The scope and influence of differing positions uniquely shapes the nature of data transparency. For each position, data transparency appears as:

  • For Executives: highly results-based, typically the aggregation of the several outcomes of lower organizations that they oversee, with some direct action measures. Examples include: earnings per share, earnings growth, large capital project return on investment
  • For Managers: a combination of results and direct action measures. Examples include: overtime costs, schedule adherence, OSHA recordable accident rate
  • For Employees: almost entirely direct action measures, based on work tasks performed, with some results-based measures often resulting from team participation. Examples include: units produced per hour, personal error rate, rework rate

The Many Other Benefits of Data Transparency

Besides enabling accountability within an organization, data transparency fosters many other benefits including:

  • Heightened Integrity: Intentional integrity breaches more visible; increasing the chance of discovery and thereby encouraging more ethical behavior.
  • Increased Sense of Fairness: More complete awareness of individual and group performance helps employees personally recognize management’s reasoning for rewards; heightening feelings of equity and fair play.
  • Expanded Opportunity Identification: A greater number of individuals are exposed to various pieces of information thereby engaging a broader collective experience base to consider and identify opportunities and threats.
  • Greater Trust: Organizational openness that heightens integrity, increases the sense of fairness, and expands engagement naturally engenders a greater degree of trust between employees and managers. Furthermore, employees know the transparent data will help alert them any time their trust is violated.
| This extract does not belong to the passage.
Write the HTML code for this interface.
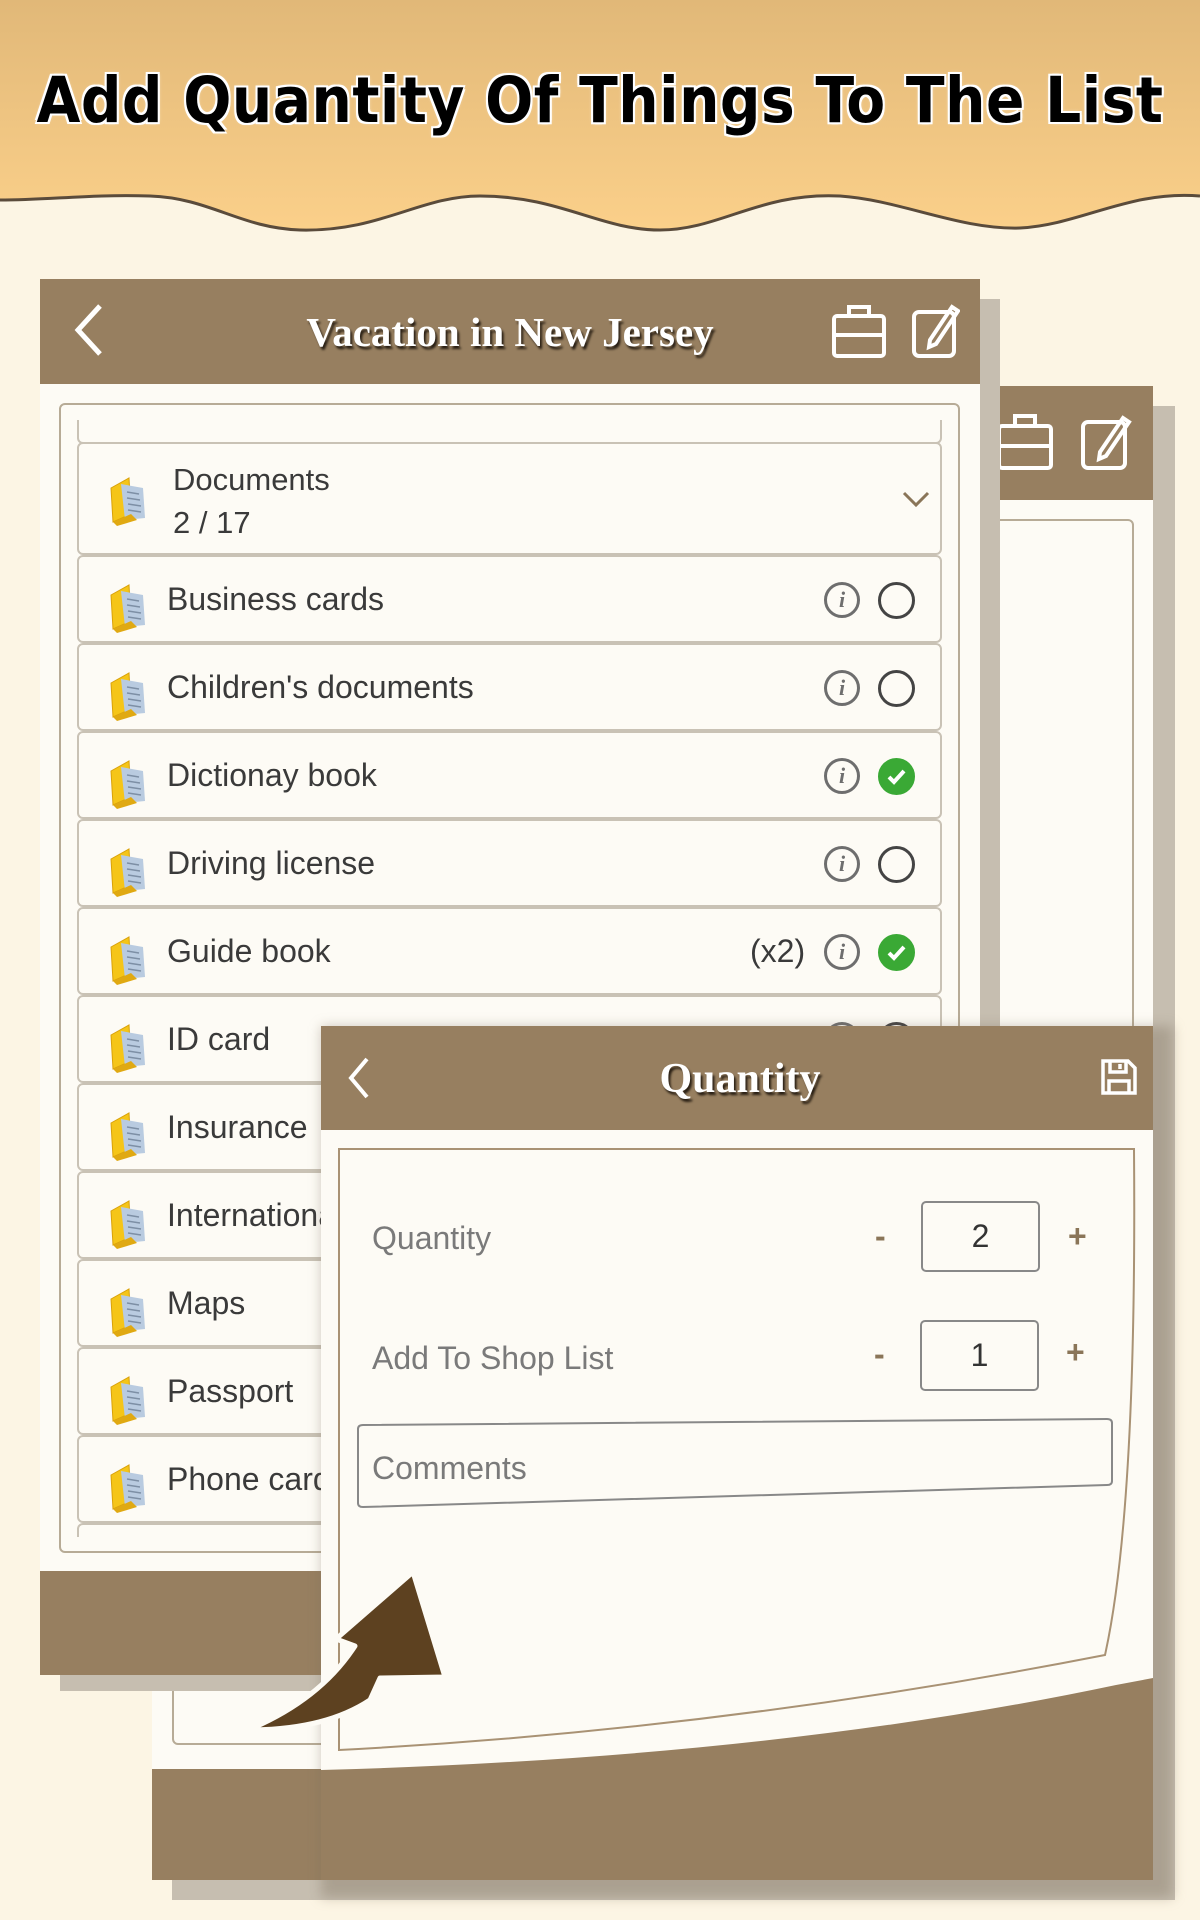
<!DOCTYPE html>
<html><head><meta charset="utf-8"><style>
*{margin:0;padding:0;box-sizing:border-box}
body{width:1200px;height:1920px;position:relative;overflow:hidden;background:#fcf5e4;font-family:"Liberation Sans",sans-serif}
.abs{position:absolute}
.hdr{background:#977f60}
.row{position:absolute;left:77px;width:865px;height:88px;background:#fdfbf5;border:2px solid #c9c2b5;border-radius:6px}
.row .t{position:absolute;left:88px;top:24px;font-size:32px;color:#3a3a3a}
.fold{position:absolute;left:28px;top:24px}
.info{position:absolute;left:745px;top:25px;width:36px;height:36px;border:3px solid #6e6e6e;border-radius:50%;font:italic bold 22px "Liberation Serif",serif;color:#6e6e6e;text-align:center;line-height:30px}
.chk{position:absolute;left:799px;top:25px;width:37px;height:37px;border:3px solid #444;border-radius:50%}
.chk.on{background:#3aa935;border-color:#3aa935}
.ttl{font-family:"Liberation Serif",serif;font-weight:bold;color:#fff;text-shadow:2px 3px 2px #2a2015}
</style></head><body>
<svg class="abs" style="left:0;top:0" width="1200" height="240">
<defs><linearGradient id="g" x1="0" y1="0" x2="0" y2="1"><stop offset="0" stop-color="#e1b878"/><stop offset="1" stop-color="#fbd08a"/></linearGradient></defs>
<path d="M0,0H1200V196C1130,190 1080,225 1020,228C960,230 900,200 840,196C760,192 720,230 660,230C600,230 560,196 480,196C420,196 380,232 300,230C240,228 210,198 150,196C90,194 50,200 0,200Z" fill="url(#g)"/>
<path d="M1200,196C1130,190 1080,225 1020,228C960,230 900,200 840,196C760,192 720,230 660,230C600,230 560,196 480,196C420,196 380,232 300,230C240,228 210,198 150,196C90,194 50,200 0,200" fill="none" stroke="#5a4b3b" stroke-width="3"/>
</svg>
<div class="abs" style="left:0;top:64px;width:1200px;text-align:center;font:bold 63px 'DejaVu Sans Condensed','DejaVu Sans',sans-serif;color:#000;text-shadow:0 0 4px #fff,2px 2px 0 #fff,-2px -2px 0 #fff,2px -2px 0 #fff,-2px 2px 0 #fff;letter-spacing:0.5px">Add Quantity Of Things To The List</div>

<div class="abs" style="left:172px;top:406px;width:1003px;height:1494px;background:#c6beb0"></div>
<div class="abs" style="left:152px;top:386px;width:1001px;height:1494px;background:#fdfbf5"></div>
<div class="abs hdr" style="left:152px;top:386px;width:1001px;height:114px"></div>
<div class="abs" style="left:172px;top:519px;width:962px;height:1226px;border:2px solid #b7ab96;border-radius:6px"></div>
<div class="abs hdr" style="left:152px;top:1769px;width:1001px;height:111px"></div>
<svg class="abs" style="left:995px;top:412px" width="140" height="60" fill="none" stroke="#fff" stroke-width="4">
<rect x="4" y="14" width="52" height="42" rx="3"/><path d="M20,14V4H40V14M4,34H56"/>
<rect x="88" y="10" width="42" height="46" rx="5"/><path d="M105,40L128,6L134,10L111,44L104,47Z"/>
</svg>

<div class="abs" style="left:60px;top:299px;width:940px;height:1392px;background:#c6beb0"></div>
<div class="abs" style="left:40px;top:279px;width:940px;height:1392px;background:#fdfbf5"></div>
<div class="abs hdr" style="left:40px;top:279px;width:940px;height:105px"></div>
<div class="abs hdr" style="left:40px;top:1571px;width:940px;height:104px"></div>
<svg class="abs" style="left:70px;top:300px" width="40" height="60" fill="none" stroke="#fff" stroke-width="5"><path d="M30,6L8,30L30,54"/></svg>
<div class="abs ttl" style="left:190px;top:308px;width:640px;text-align:center;font-size:41px">Vacation in New Jersey</div>
<svg class="abs" style="left:830px;top:302px" width="130" height="60" fill="none" stroke="#fff" stroke-width="4">
<rect x="4" y="14" width="50" height="40" rx="3"/><path d="M19,14V5H39V14M4,33H54"/>
<rect x="84" y="10" width="40" height="44" rx="5"/><path d="M100,38L122,5L128,9L106,42L99,45Z"/>
</svg>
<div class="abs" style="left:59px;top:403px;width:901px;height:1150px;border:2px solid #b7ab96;border-radius:6px"></div>
<svg width="0" height="0" style="position:absolute"><defs>
<g id="f"><path d="M4,14L22,4L24,40L6,48Z" fill="#f5c518"/><path d="M4,14L22,4L24,40L6,48Z" fill="none" stroke="#d9a10a" stroke-width="1"/><path d="M14,10L36,14L38,44L18,46Z" fill="#b9cbe0"/><path d="M20,18L32,20M20,24L33,26M21,30L34,32M21,36L34,38" stroke="#7d8fa5" stroke-width="1.5"/><path d="M6,48L24,40L30,46L10,52Z" fill="#e0a912"/></g>
</defs></svg>
<div class="row" style="top:420px;height:24px;border-top:none;border-radius:0 0 6px 6px"></div>
<div class="row" style="top:442px;height:113px"><svg class="fold" style="top:30px" width="40" height="54"><use href="#f"/></svg><div class="t" style="left:94px;top:18px;font-size:31px">Documents</div><div class="t" style="left:94px;top:61px;font-size:31px">2 / 17</div><svg class="abs" style="left:822px;top:46px" width="30" height="20" fill="none" stroke="#8a7558" stroke-width="3"><path d="M3,3L15,15L27,3"/></svg></div>
<div class="row" style="top:555px"><svg class="fold" width="40" height="54"><use href="#f"/></svg><div class="t">Business cards</div><div class="info">i</div><div class="chk"></div></div>
<div class="row" style="top:643px"><svg class="fold" width="40" height="54"><use href="#f"/></svg><div class="t">Children's documents</div><div class="info">i</div><div class="chk"></div></div>
<div class="row" style="top:731px"><svg class="fold" width="40" height="54"><use href="#f"/></svg><div class="t">Dictionay book</div><div class="info">i</div><div class="chk on"><svg width="31" height="31"><path d="M8,16L13,21L23,10" fill="none" stroke="#fff" stroke-width="4"/></svg></div></div>
<div class="row" style="top:819px"><svg class="fold" width="40" height="54"><use href="#f"/></svg><div class="t">Driving license</div><div class="info">i</div><div class="chk"></div></div>
<div class="row" style="top:907px"><svg class="fold" width="40" height="54"><use href="#f"/></svg><div class="t">Guide book</div><div class="t" style="left:671px">(x2)</div><div class="info">i</div><div class="chk on"><svg width="31" height="31"><path d="M8,16L13,21L23,10" fill="none" stroke="#fff" stroke-width="4"/></svg></div></div>
<div class="row" style="top:995px"><svg class="fold" width="40" height="54"><use href="#f"/></svg><div class="t">ID card</div><div class="info">i</div><div class="chk"></div></div>
<div class="row" style="top:1083px"><svg class="fold" width="40" height="54"><use href="#f"/></svg><div class="t">Insurance</div></div>
<div class="row" style="top:1171px"><svg class="fold" width="40" height="54"><use href="#f"/></svg><div class="t">International</div></div>
<div class="row" style="top:1259px"><svg class="fold" width="40" height="54"><use href="#f"/></svg><div class="t">Maps</div></div>
<div class="row" style="top:1347px"><svg class="fold" width="40" height="54"><use href="#f"/></svg><div class="t">Passport</div></div>
<div class="row" style="top:1435px"><svg class="fold" width="40" height="54"><use href="#f"/></svg><div class="t">Phone card</div></div>
<div class="row" style="top:1523px;height:14px;border-bottom:none;border-radius:6px 6px 0 0"></div>

<div class="abs" style="left:321px;top:1026px;width:852px;height:872px;background:rgba(120,105,85,.35);filter:blur(6px)"></div>
<div class="abs" style="left:321px;top:1026px;width:832px;height:854px;background:#fdfbf5"></div>
<div class="abs hdr" style="left:321px;top:1026px;width:832px;height:104px"></div>
<svg class="abs" style="left:345px;top:1055px" width="30" height="46" fill="none" stroke="#fff" stroke-width="4"><path d="M22,4L6,23L22,42"/></svg>
<div class="abs ttl" style="left:540px;top:1055px;width:400px;text-align:center;font-size:42px">Quantity</div>
<svg class="abs" style="left:1100px;top:1058px" width="38" height="38" fill="none" stroke="#fff" stroke-width="3.5"><path d="M3,3H28L35,10V35H3Z"/><path d="M10,3V14H26V3M20,6V11M9,35V23H29V35"/></svg>
<svg class="abs" style="left:321px;top:1130px" width="832" height="750">
<path d="M0,640Q450,628 795,555L832,548V750H0Z" fill="#977f60"/>
<path d="M18,19H813Q816,380 784,525Q400,600 18,620Z" fill="#fdfbf5" stroke="#a99274" stroke-width="2"/>
</svg>
<div class="abs" style="left:372px;top:1220px;font-size:32px;color:#7a7a7a">Quantity</div>
<div class="abs" style="left:875px;top:1218px;font-size:32px;color:#8a7558;font-weight:bold">-</div>
<div class="abs" style="left:921px;top:1201px;width:119px;height:71px;border:2px solid #888;border-radius:5px;font-size:32px;color:#333;text-align:center;line-height:67px">2</div>
<div class="abs" style="left:1068px;top:1218px;font-size:32px;color:#8a7558;font-weight:bold">+</div>
<div class="abs" style="left:372px;top:1340px;font-size:32px;color:#7a7a7a">Add To Shop List</div>
<div class="abs" style="left:874px;top:1336px;font-size:32px;color:#8a7558;font-weight:bold">-</div>
<div class="abs" style="left:920px;top:1320px;width:119px;height:71px;border:2px solid #888;border-radius:5px;font-size:32px;color:#333;text-align:center;line-height:67px">1</div>
<div class="abs" style="left:1066px;top:1334px;font-size:32px;color:#8a7558;font-weight:bold">+</div>
<svg class="abs" style="left:355px;top:1415px" width="760" height="95"><path d="M3,14Q3,10 8,10L752,4Q757,4 757,8V66Q757,70 752,70L8,92Q3,92 3,88Z" fill="none" stroke="#888" stroke-width="2"/></svg>
<div class="abs" style="left:372px;top:1450px;font-size:32px;color:#7a7a7a">Comments</div>
<svg class="abs" style="left:230px;top:1550px" width="240" height="200">
<path d="M18,180Q95,180 140,150L150,128L215,127L183,22L106,89L125,96Q90,150 18,180Z" fill="#5d4120" stroke="#fdfbf5" stroke-width="5" stroke-linejoin="round"/>
</svg>
</body></html>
Not All Data Can Be Transparent

Advocating for greater data transparency as an enhancement of organizational accountability is not to suggest the release or mishandling of personally confidential and strategically classified information. All organizations have the responsibility and right to maintain the security of some information including but not limited to:

  • Private employee and client data
  • Sensitive organizational deal-making and contractual information
  • Trade secrets

This type of information must be identified and the proper security protocols put in place to ensure privacy is maintained. Additionally, the performance data of a specific individual should be accessible to only that individual and his/her superiors. In order for the individual to understand his/her performance relative to peers, the individual should be provided with performance information showing his/her performance relative to a significantly large group so not to reveal the performance details of another individual. Aggregated group performance information and transaction data can and should be made as widely available as possible.

Final Thought…

Philosophically speaking, no one, including executives and managers, should ever be afraid to have ‘the boss’ know or observe what he/she is doing. If it is true that no one has anything to hide, then no one should resist the degree of data transparency advocated here. That being said, everyone naturally feels some nervousness when being watched. This is natural. Executives and managers need to be alert, however, for those individuals who unduly resist this level of data transparency and the accountability it fosters. Nothing is necessarily wrong but it may be worth some investigation in these instances.[/wcm_restrict][wcm_nonmember plans=”53545, 25542, 25653″]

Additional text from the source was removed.